Not necessarily an army, but real ownership.
Someone has to take care of upgrades.
Someone has to understand nodes.
Someone has to review add-ons.
Someone has to observe the cluster, not just the applications.
Someone has to maintain the paved road so developers do not end up fighting Kubernetes every day.
Without that, EKS can become an elegant way to distribute complexity to every team.
So, which one should you choose?
If the question is “which one is better?”, I think the honest answer is: it depends on what you are willing to operate.
ECS is a good choice when you want AWS to absorb more complexity and your priority is moving services to production with less platform around them.
EKS is a good choice when Kubernetes is part of the strategy, not just a sophisticated way to run containers.
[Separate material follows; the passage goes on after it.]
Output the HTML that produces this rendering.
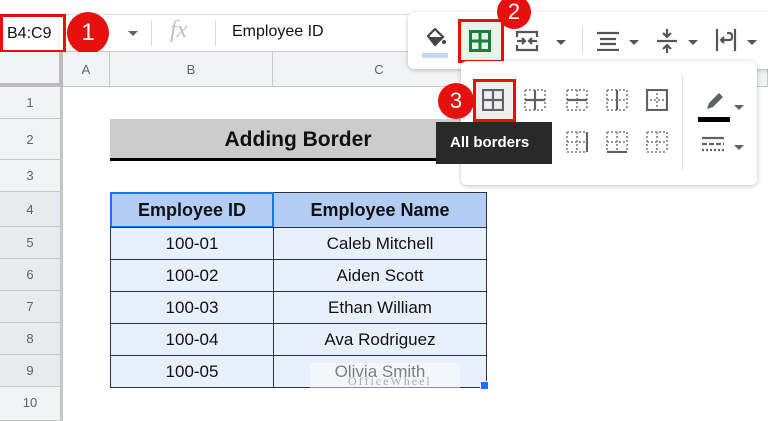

The trap is choosing EKS because it looks more robust without accepting the operational cost.
The other trap is choosing ECS thinking that because it is simpler, you no longer need operational design.
Both fail.
ECS still needs good practices: limits, retries, idempotency, health checks, observability, careful IAM, and reviewed quotas.
EKS still needs humility: planned upgrades, clear ownership, automation, policies, living documentation, and a platform that does not force every developer to become a Kubernetes expert.
In the end, the decision is rarely just technical.
It is about the team, the product, the operational maturity, and the kind of problems you are willing to carry every day.
Because production does not care which orchestrator you chose.
It only cares whether someone knows how to operate it.